Exercise description:
Scan the data for "this" and copy the lines it appears in.

Records for the exercise:
● ● ● ● ●

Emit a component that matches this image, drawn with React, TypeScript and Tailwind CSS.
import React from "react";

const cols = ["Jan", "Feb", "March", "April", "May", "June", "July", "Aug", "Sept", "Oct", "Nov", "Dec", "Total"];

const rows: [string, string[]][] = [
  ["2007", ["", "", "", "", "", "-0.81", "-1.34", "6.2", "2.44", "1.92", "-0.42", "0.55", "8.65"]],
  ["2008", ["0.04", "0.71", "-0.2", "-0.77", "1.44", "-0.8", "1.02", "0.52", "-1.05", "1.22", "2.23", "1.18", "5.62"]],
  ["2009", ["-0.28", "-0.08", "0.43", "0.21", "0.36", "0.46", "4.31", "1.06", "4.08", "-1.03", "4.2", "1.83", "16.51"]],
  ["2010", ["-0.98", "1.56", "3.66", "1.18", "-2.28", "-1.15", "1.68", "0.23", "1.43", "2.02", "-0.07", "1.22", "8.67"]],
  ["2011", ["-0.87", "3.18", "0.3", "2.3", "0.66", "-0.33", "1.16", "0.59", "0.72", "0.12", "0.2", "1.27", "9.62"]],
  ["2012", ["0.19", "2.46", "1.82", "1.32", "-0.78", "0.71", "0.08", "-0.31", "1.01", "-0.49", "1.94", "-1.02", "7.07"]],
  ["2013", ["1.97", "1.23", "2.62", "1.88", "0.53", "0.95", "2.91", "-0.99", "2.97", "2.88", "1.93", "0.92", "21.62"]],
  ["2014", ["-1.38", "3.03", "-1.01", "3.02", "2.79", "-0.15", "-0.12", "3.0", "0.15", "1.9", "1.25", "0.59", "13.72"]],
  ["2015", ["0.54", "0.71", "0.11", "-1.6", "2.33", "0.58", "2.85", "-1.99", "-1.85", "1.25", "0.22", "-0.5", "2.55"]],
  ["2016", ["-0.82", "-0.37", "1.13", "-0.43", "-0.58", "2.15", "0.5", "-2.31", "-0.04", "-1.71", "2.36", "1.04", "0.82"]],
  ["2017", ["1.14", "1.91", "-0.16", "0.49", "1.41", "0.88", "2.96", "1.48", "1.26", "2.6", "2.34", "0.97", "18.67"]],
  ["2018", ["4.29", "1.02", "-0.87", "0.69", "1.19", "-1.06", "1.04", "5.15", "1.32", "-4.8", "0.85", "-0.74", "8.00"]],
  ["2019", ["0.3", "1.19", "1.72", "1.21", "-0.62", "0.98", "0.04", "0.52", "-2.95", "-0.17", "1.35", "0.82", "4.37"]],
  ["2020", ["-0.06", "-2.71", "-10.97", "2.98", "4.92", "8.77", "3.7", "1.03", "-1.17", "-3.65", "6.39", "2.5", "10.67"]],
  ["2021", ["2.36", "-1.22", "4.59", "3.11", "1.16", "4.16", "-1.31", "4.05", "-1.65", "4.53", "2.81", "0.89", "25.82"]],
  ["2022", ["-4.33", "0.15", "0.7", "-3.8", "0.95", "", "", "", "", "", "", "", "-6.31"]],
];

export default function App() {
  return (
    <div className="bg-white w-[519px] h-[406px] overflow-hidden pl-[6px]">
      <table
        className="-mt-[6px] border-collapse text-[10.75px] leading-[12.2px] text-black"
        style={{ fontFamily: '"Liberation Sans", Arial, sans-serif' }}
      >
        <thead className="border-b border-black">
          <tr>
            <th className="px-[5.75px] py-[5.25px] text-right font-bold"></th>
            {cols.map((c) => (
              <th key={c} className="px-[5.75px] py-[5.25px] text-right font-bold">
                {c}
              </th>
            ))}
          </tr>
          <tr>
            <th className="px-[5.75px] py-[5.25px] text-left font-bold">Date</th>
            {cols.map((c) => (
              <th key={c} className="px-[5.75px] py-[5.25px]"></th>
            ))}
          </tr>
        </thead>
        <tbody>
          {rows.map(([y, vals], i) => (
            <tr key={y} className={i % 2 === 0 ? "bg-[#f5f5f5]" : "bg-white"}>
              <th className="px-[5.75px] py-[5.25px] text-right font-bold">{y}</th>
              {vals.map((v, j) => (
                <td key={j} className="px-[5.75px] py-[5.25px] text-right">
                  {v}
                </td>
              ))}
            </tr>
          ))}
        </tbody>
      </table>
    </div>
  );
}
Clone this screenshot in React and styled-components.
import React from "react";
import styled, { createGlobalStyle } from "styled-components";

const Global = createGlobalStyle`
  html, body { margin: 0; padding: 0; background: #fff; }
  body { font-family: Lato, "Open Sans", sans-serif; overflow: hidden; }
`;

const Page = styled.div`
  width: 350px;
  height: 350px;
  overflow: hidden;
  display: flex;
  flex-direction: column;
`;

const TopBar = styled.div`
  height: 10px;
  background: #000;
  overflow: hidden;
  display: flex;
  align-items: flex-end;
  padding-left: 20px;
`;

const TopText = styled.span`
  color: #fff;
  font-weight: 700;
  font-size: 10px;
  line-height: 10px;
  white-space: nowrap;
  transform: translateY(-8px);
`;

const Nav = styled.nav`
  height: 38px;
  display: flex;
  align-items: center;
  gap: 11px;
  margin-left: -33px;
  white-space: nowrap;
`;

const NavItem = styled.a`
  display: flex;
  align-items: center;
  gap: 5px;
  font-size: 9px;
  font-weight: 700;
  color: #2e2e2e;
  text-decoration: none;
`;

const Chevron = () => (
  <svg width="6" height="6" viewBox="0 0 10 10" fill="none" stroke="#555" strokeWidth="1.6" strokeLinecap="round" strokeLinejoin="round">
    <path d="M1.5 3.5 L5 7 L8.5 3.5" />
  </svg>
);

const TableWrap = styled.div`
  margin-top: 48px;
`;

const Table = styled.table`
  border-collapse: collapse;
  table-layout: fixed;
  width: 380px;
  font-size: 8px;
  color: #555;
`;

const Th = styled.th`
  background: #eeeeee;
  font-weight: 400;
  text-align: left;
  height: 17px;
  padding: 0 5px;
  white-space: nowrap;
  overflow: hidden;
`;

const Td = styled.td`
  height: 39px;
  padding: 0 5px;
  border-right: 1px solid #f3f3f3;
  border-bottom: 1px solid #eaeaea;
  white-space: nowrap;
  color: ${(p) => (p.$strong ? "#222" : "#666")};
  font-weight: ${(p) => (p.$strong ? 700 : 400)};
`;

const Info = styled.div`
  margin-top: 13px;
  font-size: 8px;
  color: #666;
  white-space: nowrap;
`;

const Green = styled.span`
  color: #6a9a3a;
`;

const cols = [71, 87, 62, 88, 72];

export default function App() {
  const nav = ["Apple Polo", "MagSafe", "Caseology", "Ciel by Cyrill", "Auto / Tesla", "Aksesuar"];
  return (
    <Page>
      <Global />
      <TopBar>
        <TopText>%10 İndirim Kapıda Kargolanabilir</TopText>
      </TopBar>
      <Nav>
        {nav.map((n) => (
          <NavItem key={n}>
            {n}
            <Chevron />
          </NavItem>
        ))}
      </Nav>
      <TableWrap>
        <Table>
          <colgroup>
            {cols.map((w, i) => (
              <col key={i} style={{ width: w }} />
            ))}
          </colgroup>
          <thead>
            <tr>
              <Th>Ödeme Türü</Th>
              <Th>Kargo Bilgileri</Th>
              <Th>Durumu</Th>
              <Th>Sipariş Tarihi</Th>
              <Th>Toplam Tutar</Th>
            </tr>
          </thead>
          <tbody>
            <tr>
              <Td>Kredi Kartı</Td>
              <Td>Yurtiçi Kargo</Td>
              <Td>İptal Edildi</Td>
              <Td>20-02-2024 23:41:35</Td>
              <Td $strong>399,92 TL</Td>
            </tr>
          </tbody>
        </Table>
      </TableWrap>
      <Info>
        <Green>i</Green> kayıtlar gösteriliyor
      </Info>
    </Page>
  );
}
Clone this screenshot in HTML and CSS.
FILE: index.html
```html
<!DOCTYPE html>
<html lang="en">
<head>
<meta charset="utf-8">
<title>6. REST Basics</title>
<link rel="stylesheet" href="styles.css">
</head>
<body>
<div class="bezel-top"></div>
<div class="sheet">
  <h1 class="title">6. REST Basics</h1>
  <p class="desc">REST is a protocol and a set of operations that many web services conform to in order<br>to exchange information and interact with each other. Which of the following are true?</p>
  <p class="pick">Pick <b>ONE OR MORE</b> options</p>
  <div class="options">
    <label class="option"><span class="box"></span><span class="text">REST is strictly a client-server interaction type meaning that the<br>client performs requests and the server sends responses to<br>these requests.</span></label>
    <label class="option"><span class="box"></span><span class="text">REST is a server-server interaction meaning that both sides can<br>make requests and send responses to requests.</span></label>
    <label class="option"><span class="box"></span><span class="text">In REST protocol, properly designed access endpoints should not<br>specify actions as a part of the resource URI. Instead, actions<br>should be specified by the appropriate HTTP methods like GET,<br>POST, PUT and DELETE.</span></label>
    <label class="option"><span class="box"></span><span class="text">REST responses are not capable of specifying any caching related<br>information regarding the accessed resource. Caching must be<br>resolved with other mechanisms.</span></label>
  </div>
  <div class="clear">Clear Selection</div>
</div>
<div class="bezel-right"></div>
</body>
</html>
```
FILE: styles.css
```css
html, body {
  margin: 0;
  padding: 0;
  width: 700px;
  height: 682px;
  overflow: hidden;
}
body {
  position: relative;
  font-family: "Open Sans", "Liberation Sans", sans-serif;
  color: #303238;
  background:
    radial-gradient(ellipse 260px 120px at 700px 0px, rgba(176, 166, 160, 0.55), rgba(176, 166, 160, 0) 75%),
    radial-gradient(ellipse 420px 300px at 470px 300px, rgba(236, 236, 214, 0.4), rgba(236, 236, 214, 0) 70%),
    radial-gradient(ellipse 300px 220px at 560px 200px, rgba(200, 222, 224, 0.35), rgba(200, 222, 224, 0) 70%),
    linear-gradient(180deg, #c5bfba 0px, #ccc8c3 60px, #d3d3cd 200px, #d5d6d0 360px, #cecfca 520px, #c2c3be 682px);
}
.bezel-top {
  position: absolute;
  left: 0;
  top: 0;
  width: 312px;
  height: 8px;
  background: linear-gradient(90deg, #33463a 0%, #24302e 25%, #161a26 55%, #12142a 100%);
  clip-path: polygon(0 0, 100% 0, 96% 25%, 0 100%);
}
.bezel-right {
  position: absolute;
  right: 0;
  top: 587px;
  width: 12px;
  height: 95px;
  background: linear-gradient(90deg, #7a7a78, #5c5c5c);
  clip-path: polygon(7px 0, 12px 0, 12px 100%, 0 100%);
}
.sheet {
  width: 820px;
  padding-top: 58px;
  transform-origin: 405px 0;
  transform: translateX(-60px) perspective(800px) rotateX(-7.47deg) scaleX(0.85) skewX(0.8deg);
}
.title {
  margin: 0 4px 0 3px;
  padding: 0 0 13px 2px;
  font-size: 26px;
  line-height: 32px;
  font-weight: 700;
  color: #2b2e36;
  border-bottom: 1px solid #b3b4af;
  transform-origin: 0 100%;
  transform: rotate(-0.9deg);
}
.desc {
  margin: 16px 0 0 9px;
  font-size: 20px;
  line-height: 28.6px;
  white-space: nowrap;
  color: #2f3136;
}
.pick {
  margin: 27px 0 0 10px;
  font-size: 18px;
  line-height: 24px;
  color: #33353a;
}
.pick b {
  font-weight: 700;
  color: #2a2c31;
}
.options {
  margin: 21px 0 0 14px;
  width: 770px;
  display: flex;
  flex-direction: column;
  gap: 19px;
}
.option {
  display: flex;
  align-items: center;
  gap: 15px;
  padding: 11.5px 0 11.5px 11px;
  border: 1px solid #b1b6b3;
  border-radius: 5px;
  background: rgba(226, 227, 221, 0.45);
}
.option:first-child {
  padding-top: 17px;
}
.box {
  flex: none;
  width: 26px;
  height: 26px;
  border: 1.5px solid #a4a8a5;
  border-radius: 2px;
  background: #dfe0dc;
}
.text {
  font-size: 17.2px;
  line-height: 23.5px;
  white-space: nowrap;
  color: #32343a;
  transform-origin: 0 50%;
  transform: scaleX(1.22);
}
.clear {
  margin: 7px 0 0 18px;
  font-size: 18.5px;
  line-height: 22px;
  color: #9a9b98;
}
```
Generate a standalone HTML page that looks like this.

● ● ● ● ●

Answer in full:
Emit a component that matches this image, drawn with React, TypeScript and Tailwind CSS.
Clone this screenshot in React and styled-components.
Clone this screenshot in HTML and CSS.
Generate a standalone HTML page that looks like this.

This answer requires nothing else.